Et pendant ce temps-là, de là où nous sommes, nous voyons encore quelques fidèles, immobiles, l’air complètement hagard, devant l’édifice, les vêtements encore pleins de poussière et le visage ensanglanté. Ils sont visiblement encore sous le choc alors que, d’après les secours, il y aurait une majorité de femmes et d’enfants. Dans la foule autour de moi, quelques prénoms circulent : Jeanne, une grand-mère de 78 ans, Madeleine, une jeune fille de 14 ans, ou encore Marthe, 11 ans seulement, tuées dans ce bombardement alors qu’elles assistaient tranquillement au service de ce vendredi saint. Un drame qui choque les Parisiens. Et qui indigne aussi le cardinal Amette, l’archevêque de Paris, qui s’est rendu tout à l’heure sur place et qui a déclaré, très ému : "Les misérables ! Ils ont choisi le jour anniversaire de la mort du Christ pour commettre ce crime."

Comment se fait-il qu’il y ait tant de victimes ?

Les fidèles étaient très nombreux cet après-midi dans l’église Saint-Gervais – on parle de centaines de personnes. Cela faisait deux jours qu’il n’y avait pas eu d’obus allemand à Paris, et tous étaient venus assister à cette messe sans se méfier, se disant que les Allemands allaient les laisser tranquilles, respecter le week-end pascal. La grande nef était donc comble. Et l’obus est tombé sur l’église, pendant l’office, perforant une partie du toit avant de percuter un des piliers qui soutenaient la voûte de l’édifice, qui s’est alors en partie effondré sur les fidèles. Les blocs de pierre qui tombaient étaient énormes, selon certains témoins, qui ajoutent qu’il est actuellement impossible d’accéder à l’autel – trop de pierres, de bouts de bois, de chaises de prière empilés. Certains corps auraient été retrouvés sous plus de 2 mètres de décombres.

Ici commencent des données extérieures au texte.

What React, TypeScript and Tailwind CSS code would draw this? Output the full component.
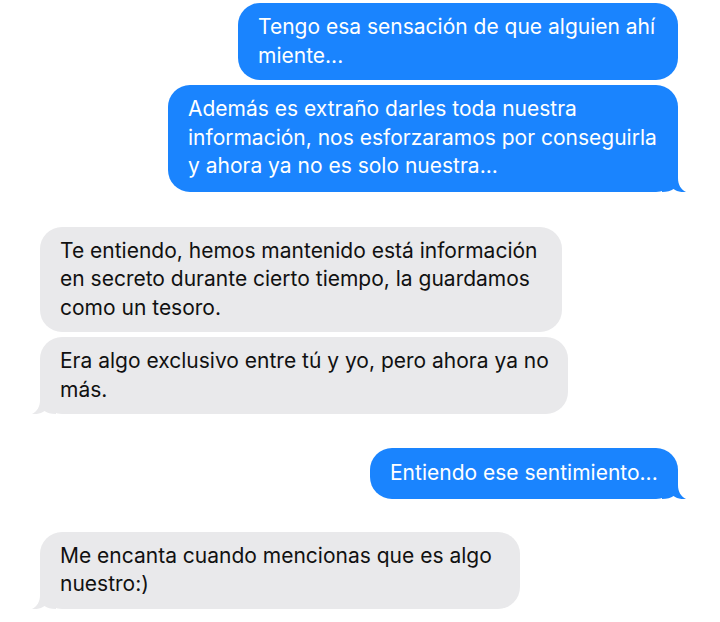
import React from "react";

type Msg = { side: "me" | "them"; lines: string[]; cls: string; tail: boolean; row: string };

const msgs: Msg[] = [
  { side: "me", lines: ["Tengo esa sensación de que alguien ahí", "miente..."], cls: "w-[440px]", tail: false, row: "mt-[3px]" },
  { side: "me", lines: ["Además es extraño darles toda nuestra", "información, nos esforzaramos por conseguirla", "y ahora ya no es solo nuestra..."], cls: "w-[510px] pb-[11px]", tail: true, row: "mt-[5px]" },
  { side: "them", lines: ["Te entiendo, hemos mantenido está información", "en secreto durante cierto tiempo, la guardamos", "como un tesoro."], cls: "w-[522px]", tail: false, row: "mt-[35px]" },
  { side: "them", lines: ["Era algo exclusivo entre tú y yo, pero ahora ya no", "más."], cls: "w-[528px]", tail: true, row: "mt-[5px]" },
  { side: "me", lines: ["Entiendo ese sentimiento..."], cls: "w-[308px] py-[11px]", tail: true, row: "mt-[34px]" },
  { side: "them", lines: ["Me encanta cuando mencionas que es algo", "nuestro:)"], cls: "w-[480px]", tail: true, row: "mt-[33px]" },
];

function Tail({ side }: { side: "me" | "them" }) {
  return (
    <svg
      width="24"
      height="24"
      viewBox="0 0 24 24"
      className={
        side === "me"
          ? "absolute right-[-8px] bottom-0 fill-[#1a84fe]"
          : "absolute left-[-8px] bottom-0 -scale-x-100 fill-[#e9e9eb]"
      }
    >
      <path d="M16 0 L16 10 C16 17 19 21.5 24 24 C19 24.6 14.5 23.2 11.5 21 C9 22.8 5 24 0 24 L0 0 Z" />
    </svg>
  );
}

export default function App() {
  return (
    <div className="w-[720px] h-[622px] bg-white overflow-hidden flex flex-col pl-[40px] pr-[42px] font-['Inter','Liberation_Sans',sans-serif]">
      {msgs.map((m, i) => (
        <div key={i} className={(m.side === "me" ? "flex justify-end " : "flex justify-start ") + m.row}>
          <div
            className={
              (m.side === "me"
                ? "relative rounded-[22px] bg-[#1a84fe] text-white px-[20px] py-[10px] text-[21px] leading-[28.5px] "
                : "relative rounded-[22px] bg-[#e9e9eb] text-[#111111] px-[20px] py-[10px] text-[21px] leading-[28.5px] ") + m.cls
            }
          >
            {m.lines.map((l, j) => (
              <div key={j} className="whitespace-nowrap relative z-10">{l}</div>
            ))}
            {m.tail && <Tail side={m.side} />}
          </div>
        </div>
      ))}
    </div>
  );
}
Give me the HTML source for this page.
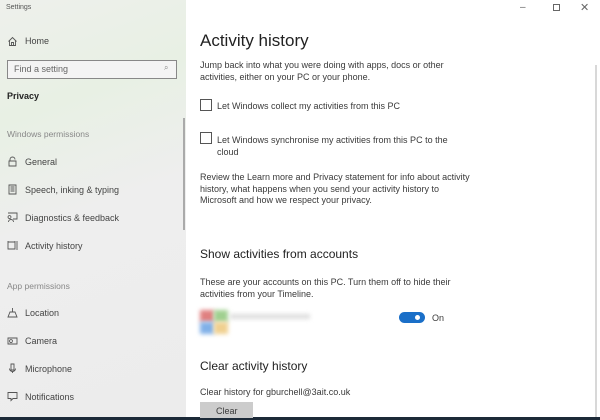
<!DOCTYPE html>
<html><head><meta charset="utf-8"><style>
*{margin:0;padding:0;box-sizing:border-box}
body{width:600px;height:420px;overflow:hidden;position:relative;background:#fff;font-family:"Liberation Sans",sans-serif;color:#333}
.a{position:absolute;white-space:nowrap}
#side{position:absolute;left:0;top:0;width:186px;height:420px;background:linear-gradient(160deg,#eef0ec 0%,#e8f0e4 25%,#eeeeee 50%,#ececec 100%)}
.s{font-size:9px;color:#444}
.ic{position:absolute;left:7px;width:11px;height:11px}
.m{font-size:9px;color:#3a3a3a}
.cb{position:absolute;left:200px;width:12px;height:12px;border:1px solid #555;background:#fff}
</style></head><body>
<div id="side">
<div class="a" style="left:6px;top:4px;font-size:7px;color:#555">Settings</div>
<svg class="ic" style="top:36px" viewBox="0 0 11 11"><path d="M1.5 5.5L5.5 1.5 9.5 5.5M2.5 4.5V9.5H8.5V4.5M4.5 9.5V6.5H6.5V9.5" fill="none" stroke="#555" stroke-width=".9"/></svg>
<div class="a s" style="left:25px;top:36px">Home</div>
<div class="a" style="left:7px;top:60px;width:170px;height:19px;border:1px solid #888;background:#f4f4f4"></div>
<div class="a" style="left:14px;top:64px;font-size:9px;color:#666">Find a setting</div>
<div class="a" style="left:164px;top:63px;font-size:8px;color:#888">⌕</div>
<div class="a" style="left:7px;top:91px;font-size:9px;font-weight:bold;color:#222">Privacy</div>
<div class="a" style="left:7px;top:129px;font-size:8.5px;color:#888">Windows permissions</div>
<svg class="ic" style="top:156px" viewBox="0 0 11 11"><path d="M3 5V3.5a2.5 2.5 0 0 1 5 0M2 5h7v5H2z" fill="none" stroke="#555" stroke-width=".9"/></svg>
<div class="a s" style="left:25px;top:157px">General</div>
<svg class="ic" style="top:184px" viewBox="0 0 11 11"><path d="M2 1h7v9H2zM3.5 3h4M3.5 5h4M3.5 7h4" fill="none" stroke="#555" stroke-width=".9"/></svg>
<div class="a s" style="left:25px;top:185px">Speech, inking &amp; typing</div>
<svg class="ic" style="top:212px" viewBox="0 0 11 11"><path d="M1 1h9v6H6M4 5a1.5 1.5 0 1 0 0 .1M1.5 10a2.5 2.5 0 0 1 5 0" fill="none" stroke="#555" stroke-width=".9"/></svg>
<div class="a s" style="left:25px;top:213px">Diagnostics &amp; feedback</div>
<svg class="ic" style="top:240px" viewBox="0 0 11 11"><path d="M1 2h7v7H1zM10 1v9M1 1v1M8 1v1" fill="none" stroke="#555" stroke-width=".9"/></svg>
<div class="a s" style="left:25px;top:241px">Activity history</div>
<div class="a" style="left:7px;top:281px;font-size:8.5px;color:#888">App permissions</div>
<svg class="ic" style="top:307px" viewBox="0 0 11 11"><path d="M5.5 1v4M3 5h5L10 10H1z" fill="none" stroke="#555" stroke-width=".9"/></svg>
<div class="a s" style="left:25px;top:308px">Location</div>
<svg class="ic" style="top:335px" viewBox="0 0 11 11"><path d="M1 3h9v6H1z M5.5 6a1.5 1.5 0 1 0 0 .1" fill="none" stroke="#555" stroke-width=".9"/></svg>
<div class="a s" style="left:25px;top:336px">Camera</div>
<svg class="ic" style="top:363px" viewBox="0 0 11 11"><path d="M4 1h3v6H4zM2.5 5.5a3 3 0 0 0 6 0M5.5 8.5V10" fill="none" stroke="#555" stroke-width=".9"/></svg>
<div class="a s" style="left:25px;top:364px">Microphone</div>
<svg class="ic" style="top:391px" viewBox="0 0 11 11"><path d="M1 1.5h9v6H6L4 9.5V7.5H1z" fill="none" stroke="#555" stroke-width=".9"/></svg>
<div class="a s" style="left:25px;top:392px">Notifications</div>
<div class="a" style="left:183px;top:118px;width:2px;height:112px;background:#aaa"></div>
</div>
<div class="a" style="left:0;top:417px;width:600px;height:3px;background:#1c2a38"></div>

<div class="a" style="left:520px;top:2px;font-size:10px;color:#666">–</div>
<div class="a" style="left:553px;top:4px;width:7px;height:7px;border:1px solid #666"></div>
<div class="a" style="left:580px;top:1px;font-size:11px;color:#666">✕</div>
<div class="a" style="left:595px;top:65px;width:2px;height:352px;background:#d8d8d8"></div>

<div class="a" style="left:200px;top:31px;font-size:17px;color:#222">Activity history</div>
<div class="a m" style="left:200px;top:60px;line-height:11.5px">Jump back into what you were doing with apps, docs or other<br>activities, either on your PC or your phone.</div>
<div class="cb" style="top:99px"></div>
<div class="a m" style="left:217px;top:101px">Let Windows collect my activities from this PC</div>
<div class="cb" style="top:132px"></div>
<div class="a m" style="left:217px;top:134px;line-height:12px">Let Windows synchronise my activities from this PC to the<br>cloud</div>
<div class="a m" style="left:200px;top:172px;line-height:11.7px">Review the Learn more and Privacy statement for info about activity<br>history, what happens when you send your activity history to<br>Microsoft and how we respect your privacy.</div>
<div class="a" style="left:200px;top:247px;font-size:12px;color:#222">Show activities from accounts</div>
<div class="a m" style="left:200px;top:277px;line-height:11.5px">These are your accounts on this PC. Turn them off to hide their<br>activities from your Timeline.</div>
<div class="a" style="left:200px;top:310px;width:14px;height:12px;background:#e08080;filter:blur(2px)"></div>
<div class="a" style="left:214px;top:310px;width:14px;height:12px;background:#a0d090;filter:blur(2px)"></div>
<div class="a" style="left:200px;top:322px;width:14px;height:12px;background:#80b0e8;filter:blur(2px)"></div>
<div class="a" style="left:214px;top:322px;width:14px;height:12px;background:#f0d090;filter:blur(2px)"></div>
<div class="a" style="left:230px;top:314px;width:80px;height:5px;background:#ddd;filter:blur(2px)"></div>
<div class="a" style="left:399px;top:312px;width:26px;height:11px;border-radius:6px;background:#1a6fc8"></div>
<div class="a" style="left:415px;top:315px;width:5px;height:5px;border-radius:50%;background:#fff"></div>
<div class="a m" style="left:432px;top:313px">On</div>
<div class="a" style="left:200px;top:359px;font-size:12px;color:#222">Clear activity history</div>
<div class="a m" style="left:200px;top:387px">Clear history for gburchell@3ait.co.uk</div>
<div class="a" style="left:200px;top:402px;width:53px;height:16px;background:#ccc"></div>
<div class="a m" style="left:216px;top:406px">Clear</div>
</body></html>
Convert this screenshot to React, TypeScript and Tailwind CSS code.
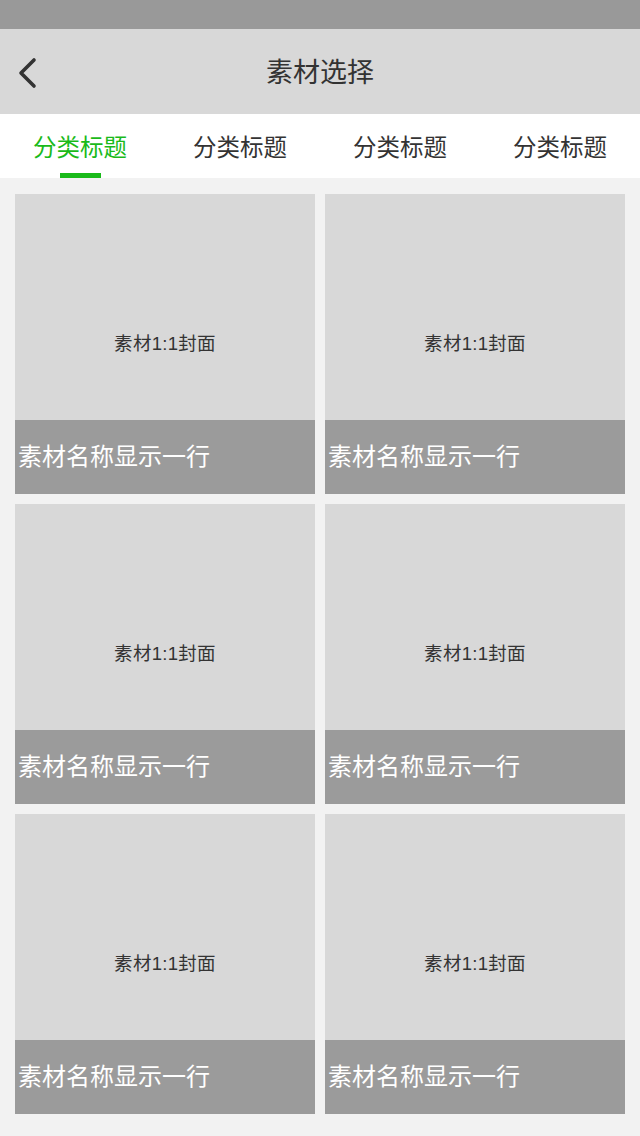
import React from "react";

const tabs = ["分类标题", "分类标题", "分类标题", "分类标题"];

function Card() {
  return (
    <div className="relative flex h-[300px] items-center justify-center bg-[#d8d8d8]">
      <span className="text-[18.5px] tracking-[0.3px] text-[#333333]">素材1:1封面</span>
      <div className="absolute bottom-0 left-0 right-0 flex h-[74px] items-center bg-[#9b9b9b] pl-[3px] text-[24px] text-white">
        素材名称显示一行
      </div>
    </div>
  );
}

export default function App() {
  return (
    <div
      className="flex min-h-[1136px] w-[640px] flex-col bg-[#f2f2f2]"
      style={{ fontFamily: '"Liberation Sans", "Noto Sans CJK SC", sans-serif' }}
    >
      <div className="h-[29px] bg-[#999999]" />
      <div className="relative flex h-[85px] items-center justify-center bg-[#d8d8d8] pt-[4px]">
        <svg
          className="absolute left-[16px] top-[28px]"
          width="24"
          height="32"
          viewBox="0 0 24 32"
          fill="none"
        >
          <path d="M18 3 L5 16 L18 29" stroke="#333333" strokeWidth="3.6" strokeLinecap="round" strokeLinejoin="round" />
        </svg>
        <span className="text-[27px] text-[#333333]">素材选择</span>
      </div>
      <div className="grid h-[64px] grid-cols-4 bg-white">
        {tabs.map((t, i) => (
          <div key={i} className="relative flex items-center justify-center pt-[5px]">
            <span className={`text-[23.5px] ${i === 0 ? "text-[#1aba1a]" : "text-[#333333]"}`}>{t}</span>
            {i === 0 && <div className="absolute bottom-0 left-[60px] h-[5px] w-[41px] bg-[#1aba1a]" />}
          </div>
        ))}
      </div>
      <div className="grid grid-cols-2 gap-[10px] px-[15px] pt-[16px]">
        {Array.from({ length: 6 }).map((_, i) => (
          <Card key={i} />
        ))}
      </div>
    </div>
  );
}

Cet obus aurait été tiré par la Grosse Bertha, un de ces gros canons qui angoissent beaucoup les Parisiens depuis une semaine car plusieurs obus sont tombés sur Paris...

L’angoisse est en effet terrible... Car la Grosse Bertha tire en plein jour pour faire un maximum de dégâts. Au départ, on était persuadés qu’il s’agissait des Gotha, des bombardiers, qui lâchaient leurs bombes sur la capitale. Mais les Gotha lancent leurs raids au crépuscule, comme d’habitude. Et le jour depuis une semaine, c’est un canon qui tire sur Paris. Ainsi, on vit ici au rythme des sirènes, des coups de sifflet, de roulements de tambour, signe que l’on doit se réfugier, en toute hâte, dans une cave toute proche ou une station de métro. Et c’est à peine croyable de penser qu’un canon posté au-delà de la ligne de front (à environ 100 kilomètres) peut tirer, cracher des obus jusqu’ici, en plein cœur de la capitale. C’est terriblement angoissant pour les Parisiens, qui imaginent à quoi peut bien ressembler cet horrible canon. Car on l’ignore pour l’instant. En tout cas, une chose est sûre, il tue – et on s’attend à un bilan très lourd ici, avec des dizaines de morts.